_TASK DETAILS_
Reproduce nothing but the lines from the one with "What React, TypeScript" through the one with "const cell = 'border", exactly and with both ends. Omit pictures.

_RECORDS FOR THIS EXERCISE_
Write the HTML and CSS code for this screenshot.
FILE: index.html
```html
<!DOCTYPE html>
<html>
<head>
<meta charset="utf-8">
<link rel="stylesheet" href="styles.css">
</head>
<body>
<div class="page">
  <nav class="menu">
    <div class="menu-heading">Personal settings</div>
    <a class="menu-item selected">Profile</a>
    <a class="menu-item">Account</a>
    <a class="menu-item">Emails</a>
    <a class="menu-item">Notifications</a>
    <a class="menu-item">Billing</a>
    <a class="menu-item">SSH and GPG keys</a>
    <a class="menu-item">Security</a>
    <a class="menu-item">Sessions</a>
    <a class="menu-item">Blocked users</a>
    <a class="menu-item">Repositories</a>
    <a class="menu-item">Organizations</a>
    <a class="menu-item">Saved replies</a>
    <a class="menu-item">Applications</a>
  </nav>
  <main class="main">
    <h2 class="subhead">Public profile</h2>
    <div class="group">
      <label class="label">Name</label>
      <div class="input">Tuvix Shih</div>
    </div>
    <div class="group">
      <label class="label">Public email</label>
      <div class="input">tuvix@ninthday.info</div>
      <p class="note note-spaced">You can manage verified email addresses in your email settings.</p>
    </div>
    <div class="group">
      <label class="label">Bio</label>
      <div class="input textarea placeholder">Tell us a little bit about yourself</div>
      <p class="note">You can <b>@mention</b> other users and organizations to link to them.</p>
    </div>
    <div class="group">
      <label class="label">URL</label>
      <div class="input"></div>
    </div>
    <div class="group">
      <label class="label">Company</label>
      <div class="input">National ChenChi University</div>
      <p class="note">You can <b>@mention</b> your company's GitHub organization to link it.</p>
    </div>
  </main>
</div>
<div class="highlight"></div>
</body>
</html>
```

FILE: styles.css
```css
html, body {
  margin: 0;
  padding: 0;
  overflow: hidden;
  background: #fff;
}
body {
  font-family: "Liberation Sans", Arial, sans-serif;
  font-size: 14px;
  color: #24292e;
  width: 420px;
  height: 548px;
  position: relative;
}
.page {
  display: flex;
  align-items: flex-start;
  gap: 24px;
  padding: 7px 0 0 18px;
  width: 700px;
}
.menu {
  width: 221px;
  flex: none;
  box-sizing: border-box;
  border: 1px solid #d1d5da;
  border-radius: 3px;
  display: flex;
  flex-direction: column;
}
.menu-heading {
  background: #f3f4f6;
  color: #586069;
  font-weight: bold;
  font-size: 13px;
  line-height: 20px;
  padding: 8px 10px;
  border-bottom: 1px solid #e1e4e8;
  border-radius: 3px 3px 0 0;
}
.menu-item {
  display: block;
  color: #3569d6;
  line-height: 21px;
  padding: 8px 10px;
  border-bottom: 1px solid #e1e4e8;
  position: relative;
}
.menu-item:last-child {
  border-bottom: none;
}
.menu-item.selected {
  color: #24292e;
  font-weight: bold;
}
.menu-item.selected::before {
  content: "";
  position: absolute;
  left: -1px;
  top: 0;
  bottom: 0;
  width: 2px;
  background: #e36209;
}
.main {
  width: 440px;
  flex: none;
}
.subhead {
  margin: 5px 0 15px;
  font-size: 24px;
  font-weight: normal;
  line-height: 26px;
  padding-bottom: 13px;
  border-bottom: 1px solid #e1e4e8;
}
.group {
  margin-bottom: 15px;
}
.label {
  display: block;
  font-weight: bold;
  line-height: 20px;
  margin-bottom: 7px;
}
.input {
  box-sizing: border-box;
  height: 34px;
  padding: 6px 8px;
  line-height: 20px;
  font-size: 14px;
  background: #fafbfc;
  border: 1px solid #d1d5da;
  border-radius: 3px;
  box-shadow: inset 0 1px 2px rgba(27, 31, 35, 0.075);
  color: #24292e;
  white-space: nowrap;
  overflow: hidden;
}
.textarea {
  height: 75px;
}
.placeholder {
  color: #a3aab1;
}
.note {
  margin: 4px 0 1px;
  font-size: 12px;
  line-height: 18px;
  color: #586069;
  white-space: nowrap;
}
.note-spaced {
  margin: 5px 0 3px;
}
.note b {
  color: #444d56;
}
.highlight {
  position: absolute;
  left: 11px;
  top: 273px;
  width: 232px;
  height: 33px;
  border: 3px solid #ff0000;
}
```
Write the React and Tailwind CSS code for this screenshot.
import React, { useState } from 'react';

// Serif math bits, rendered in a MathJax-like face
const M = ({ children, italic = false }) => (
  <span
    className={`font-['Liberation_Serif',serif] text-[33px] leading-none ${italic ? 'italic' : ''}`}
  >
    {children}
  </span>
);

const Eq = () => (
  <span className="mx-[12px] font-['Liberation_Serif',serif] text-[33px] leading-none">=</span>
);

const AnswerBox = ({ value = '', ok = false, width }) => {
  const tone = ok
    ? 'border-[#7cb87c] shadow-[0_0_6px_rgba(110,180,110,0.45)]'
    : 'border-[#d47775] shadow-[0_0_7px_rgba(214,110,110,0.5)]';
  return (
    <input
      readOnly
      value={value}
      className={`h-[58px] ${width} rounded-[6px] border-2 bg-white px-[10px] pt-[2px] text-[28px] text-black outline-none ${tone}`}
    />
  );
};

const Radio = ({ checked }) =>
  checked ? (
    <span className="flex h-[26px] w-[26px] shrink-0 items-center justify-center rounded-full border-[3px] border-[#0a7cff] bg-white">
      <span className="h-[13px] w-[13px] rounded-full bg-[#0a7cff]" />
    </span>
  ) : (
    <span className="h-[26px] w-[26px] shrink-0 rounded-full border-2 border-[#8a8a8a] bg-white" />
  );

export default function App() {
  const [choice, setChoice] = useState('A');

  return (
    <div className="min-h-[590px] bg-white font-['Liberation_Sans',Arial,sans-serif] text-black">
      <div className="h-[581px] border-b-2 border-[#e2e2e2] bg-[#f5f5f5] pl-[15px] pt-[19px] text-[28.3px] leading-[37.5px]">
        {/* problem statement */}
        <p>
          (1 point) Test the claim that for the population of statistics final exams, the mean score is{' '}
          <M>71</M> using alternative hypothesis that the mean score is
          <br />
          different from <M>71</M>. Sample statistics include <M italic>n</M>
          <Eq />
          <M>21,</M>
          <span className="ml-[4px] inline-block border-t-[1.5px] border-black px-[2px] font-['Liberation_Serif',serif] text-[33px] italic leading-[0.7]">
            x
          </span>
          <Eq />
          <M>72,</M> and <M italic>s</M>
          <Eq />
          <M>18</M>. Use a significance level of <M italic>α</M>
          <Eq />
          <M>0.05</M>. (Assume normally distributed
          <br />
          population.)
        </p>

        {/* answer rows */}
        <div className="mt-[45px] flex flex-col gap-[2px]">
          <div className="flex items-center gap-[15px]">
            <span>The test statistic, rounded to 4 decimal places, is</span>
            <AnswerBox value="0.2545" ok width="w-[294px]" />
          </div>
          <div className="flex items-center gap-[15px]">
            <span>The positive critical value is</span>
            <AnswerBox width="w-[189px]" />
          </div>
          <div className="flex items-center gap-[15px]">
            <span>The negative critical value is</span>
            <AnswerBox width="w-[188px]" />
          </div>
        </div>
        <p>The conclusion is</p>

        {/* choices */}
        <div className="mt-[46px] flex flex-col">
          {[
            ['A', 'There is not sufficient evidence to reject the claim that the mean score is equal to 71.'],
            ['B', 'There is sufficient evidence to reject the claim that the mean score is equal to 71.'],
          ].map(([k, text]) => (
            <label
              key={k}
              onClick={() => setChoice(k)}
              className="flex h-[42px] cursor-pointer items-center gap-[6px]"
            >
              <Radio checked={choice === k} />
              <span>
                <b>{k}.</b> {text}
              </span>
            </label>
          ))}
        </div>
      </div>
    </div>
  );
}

* * *

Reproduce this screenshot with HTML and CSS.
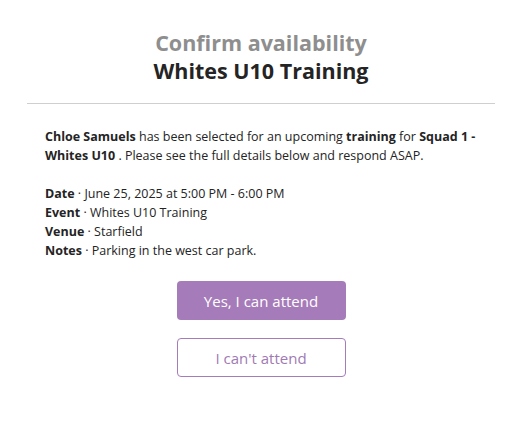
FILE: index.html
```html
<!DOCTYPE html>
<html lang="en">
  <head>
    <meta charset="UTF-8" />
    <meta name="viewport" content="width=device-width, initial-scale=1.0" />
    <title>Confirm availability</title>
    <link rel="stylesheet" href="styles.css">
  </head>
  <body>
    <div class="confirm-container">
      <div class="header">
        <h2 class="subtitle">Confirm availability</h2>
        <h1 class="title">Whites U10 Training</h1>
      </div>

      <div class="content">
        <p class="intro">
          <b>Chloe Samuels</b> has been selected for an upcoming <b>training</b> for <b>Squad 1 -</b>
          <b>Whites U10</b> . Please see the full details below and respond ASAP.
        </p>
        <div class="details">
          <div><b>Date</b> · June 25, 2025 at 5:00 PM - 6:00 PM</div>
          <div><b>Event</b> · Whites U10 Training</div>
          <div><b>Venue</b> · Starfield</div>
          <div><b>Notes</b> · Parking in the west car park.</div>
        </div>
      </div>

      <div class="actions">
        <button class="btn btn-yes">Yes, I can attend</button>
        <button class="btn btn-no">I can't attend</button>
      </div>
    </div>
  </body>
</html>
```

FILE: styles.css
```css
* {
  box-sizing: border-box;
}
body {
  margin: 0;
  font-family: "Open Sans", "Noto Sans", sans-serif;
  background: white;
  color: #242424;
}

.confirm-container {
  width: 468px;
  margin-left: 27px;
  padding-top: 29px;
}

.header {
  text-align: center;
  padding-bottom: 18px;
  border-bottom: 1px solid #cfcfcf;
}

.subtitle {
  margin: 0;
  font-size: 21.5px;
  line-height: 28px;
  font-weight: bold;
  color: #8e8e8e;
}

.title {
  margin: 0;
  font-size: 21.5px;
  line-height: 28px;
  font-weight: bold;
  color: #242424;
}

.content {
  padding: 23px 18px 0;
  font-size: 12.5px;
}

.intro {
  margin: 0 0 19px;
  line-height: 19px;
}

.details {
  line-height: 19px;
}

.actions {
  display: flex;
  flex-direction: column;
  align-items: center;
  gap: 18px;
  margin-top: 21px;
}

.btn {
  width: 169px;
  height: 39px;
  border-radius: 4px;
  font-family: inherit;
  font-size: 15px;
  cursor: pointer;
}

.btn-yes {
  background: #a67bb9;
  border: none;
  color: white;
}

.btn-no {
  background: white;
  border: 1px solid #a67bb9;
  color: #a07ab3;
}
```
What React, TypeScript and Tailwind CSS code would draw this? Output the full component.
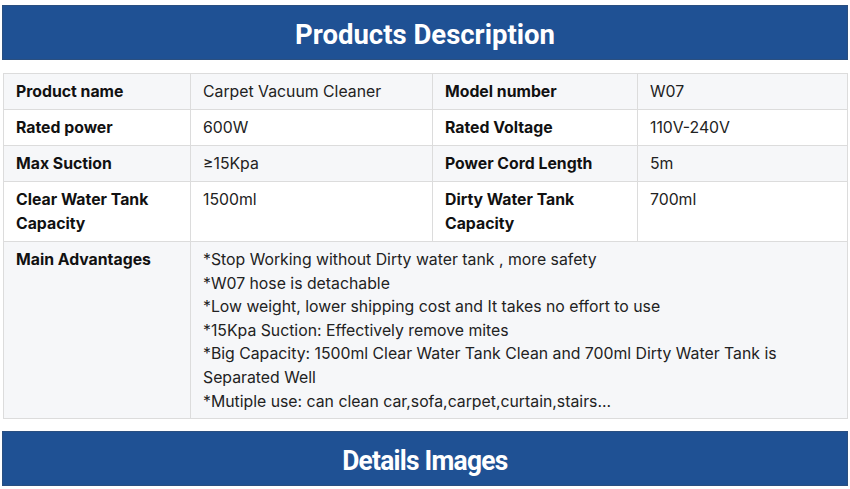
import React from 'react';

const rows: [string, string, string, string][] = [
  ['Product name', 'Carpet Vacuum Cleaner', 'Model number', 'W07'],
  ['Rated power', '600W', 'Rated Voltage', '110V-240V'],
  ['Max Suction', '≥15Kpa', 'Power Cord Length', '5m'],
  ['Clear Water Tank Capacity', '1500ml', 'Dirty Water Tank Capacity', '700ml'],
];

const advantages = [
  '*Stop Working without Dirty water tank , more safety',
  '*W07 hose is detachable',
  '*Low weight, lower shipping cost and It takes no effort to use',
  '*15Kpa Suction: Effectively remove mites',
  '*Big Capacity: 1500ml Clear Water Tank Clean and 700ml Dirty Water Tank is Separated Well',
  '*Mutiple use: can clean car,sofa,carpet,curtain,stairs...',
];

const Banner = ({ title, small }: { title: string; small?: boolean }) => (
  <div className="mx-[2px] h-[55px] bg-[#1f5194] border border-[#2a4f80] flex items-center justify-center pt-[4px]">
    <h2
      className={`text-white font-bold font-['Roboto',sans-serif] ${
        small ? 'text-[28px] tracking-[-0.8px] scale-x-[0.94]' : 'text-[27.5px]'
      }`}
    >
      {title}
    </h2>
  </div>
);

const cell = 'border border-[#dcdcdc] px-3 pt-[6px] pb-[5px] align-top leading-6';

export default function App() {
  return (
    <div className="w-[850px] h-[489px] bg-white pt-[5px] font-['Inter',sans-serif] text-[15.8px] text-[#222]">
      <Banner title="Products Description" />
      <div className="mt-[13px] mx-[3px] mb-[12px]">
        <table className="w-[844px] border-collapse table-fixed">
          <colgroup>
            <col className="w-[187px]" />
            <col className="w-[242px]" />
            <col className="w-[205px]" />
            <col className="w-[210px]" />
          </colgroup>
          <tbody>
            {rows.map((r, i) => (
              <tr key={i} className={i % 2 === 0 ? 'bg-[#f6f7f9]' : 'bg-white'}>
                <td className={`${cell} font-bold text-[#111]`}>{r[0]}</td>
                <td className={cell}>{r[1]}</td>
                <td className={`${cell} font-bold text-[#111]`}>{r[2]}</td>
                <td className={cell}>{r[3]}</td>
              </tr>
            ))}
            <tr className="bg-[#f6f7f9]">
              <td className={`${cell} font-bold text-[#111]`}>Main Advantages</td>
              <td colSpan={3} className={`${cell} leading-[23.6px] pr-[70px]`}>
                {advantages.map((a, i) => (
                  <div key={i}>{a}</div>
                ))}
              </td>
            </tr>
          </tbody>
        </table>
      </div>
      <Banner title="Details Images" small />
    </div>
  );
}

* * *

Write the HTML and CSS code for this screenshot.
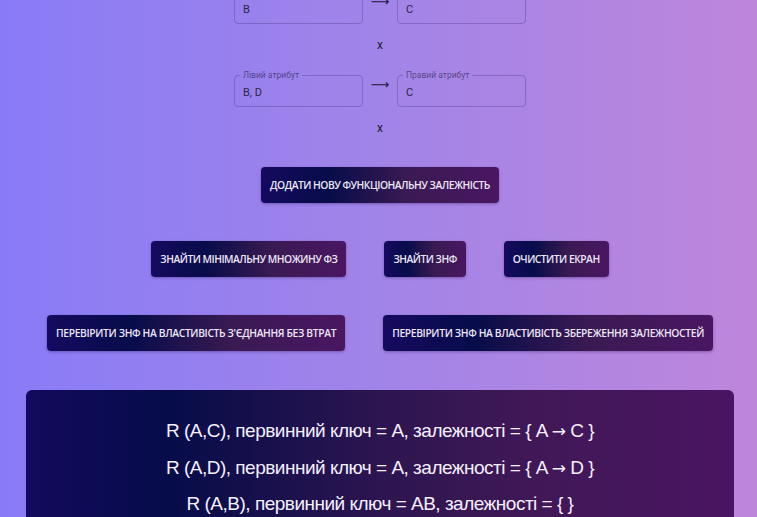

_FINISHED EXERCISE_
What React, TypeScript and Tailwind CSS code would draw this? Output the full component.
import React from 'react';

const rows: [string, string, string, string][] = [
  ['Product name', 'Carpet Vacuum Cleaner', 'Model number', 'W07'],
  ['Rated power', '600W', 'Rated Voltage', '110V-240V'],
  ['Max Suction', '≥15Kpa', 'Power Cord Length', '5m'],
  ['Clear Water Tank Capacity', '1500ml', 'Dirty Water Tank Capacity', '700ml'],
];

const advantages = [
  '*Stop Working without Dirty water tank , more safety',
  '*W07 hose is detachable',
  '*Low weight, lower shipping cost and It takes no effort to use',
  '*15Kpa Suction: Effectively remove mites',
  '*Big Capacity: 1500ml Clear Water Tank Clean and 700ml Dirty Water Tank is Separated Well',
  '*Mutiple use: can clean car,sofa,carpet,curtain,stairs...',
];

const Banner = ({ title, small }: { title: string; small?: boolean }) => (
  <div className="mx-[2px] h-[55px] bg-[#1f5194] border border-[#2a4f80] flex items-center justify-center pt-[4px]">
    <h2
      className={`text-white font-bold font-['Roboto',sans-serif] ${
        small ? 'text-[28px] tracking-[-0.8px] scale-x-[0.94]' : 'text-[27.5px]'
      }`}
    >
      {title}
    </h2>
  </div>
);

const cell = 'border border-[#dcdcdc] px-3 pt-[6px] pb-[5px] align-top leading-6';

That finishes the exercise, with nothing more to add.